1. What is your favorite cheese? Why is it your favorite?
Ssssssssssssss. Ssssss. Sss! Sssssssss.
[I can't say I've ever eaten cheese, on account of being something of a strict carnivore. But I will say that rats which have been fed on Chevrotin des Bauges? Mwah! Positively delectable.]
2. Who would you kill first, Barney or Carrottop?
Ssssssssssssssssssss.
[Whichever one gets within reach of my fangs first, naturally.]
3. What time is it where you are?
Ssss.
[Time to bite someone.]
4. If you were Albus Dumbledore returned from the dead, which member of the Order of the Phoenix would you sexually harass? How would you harass them? If you are Albus Dumbledore, please answer as if you were Sirius Black.
Sssssss? Sss? Sssssssssssss? Sss? Ssssssssssssssssssssssssssssssssssssssss.

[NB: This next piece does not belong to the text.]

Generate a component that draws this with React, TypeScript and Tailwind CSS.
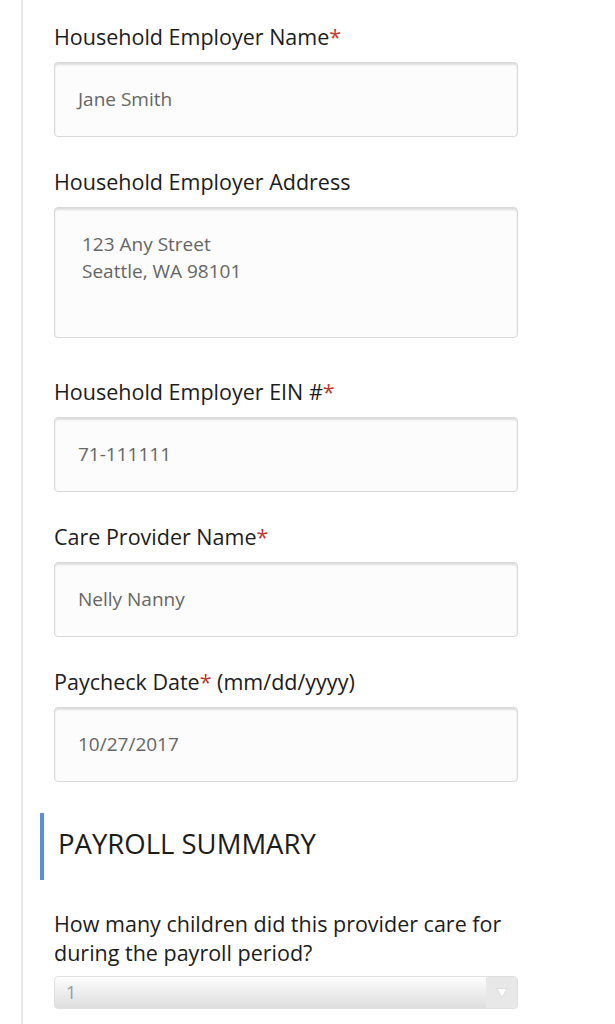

[Are any of them lovely lady cobras? No? . . . Is a certain FBI agent a member of the Order? No? Then I'm afraid I'm not interested, and cannot be bothered to speculate about what this 'Albus' fellow would prefer.]
5. If you are pushing to be in:
A. Slytherin - please state the clever, witty name of the bar in which you bartend, in the dark.
Ssssssss. Sssssssssssss. Ssssssssssssssssssssssssssssssssssssss. Sssssssssssssssss. Sssss. Ssssssssssssssssssss. Ssssssssssssssssssssssssssssssssssssss.
['Snakebite' is a bit cliché, don't you think? Perhaps it could be an Irish pub called O'Hannah's, in honor of my proper name, Ophiophagus hannah. Or perhaps Antivenin? Goodness, I just can't decide.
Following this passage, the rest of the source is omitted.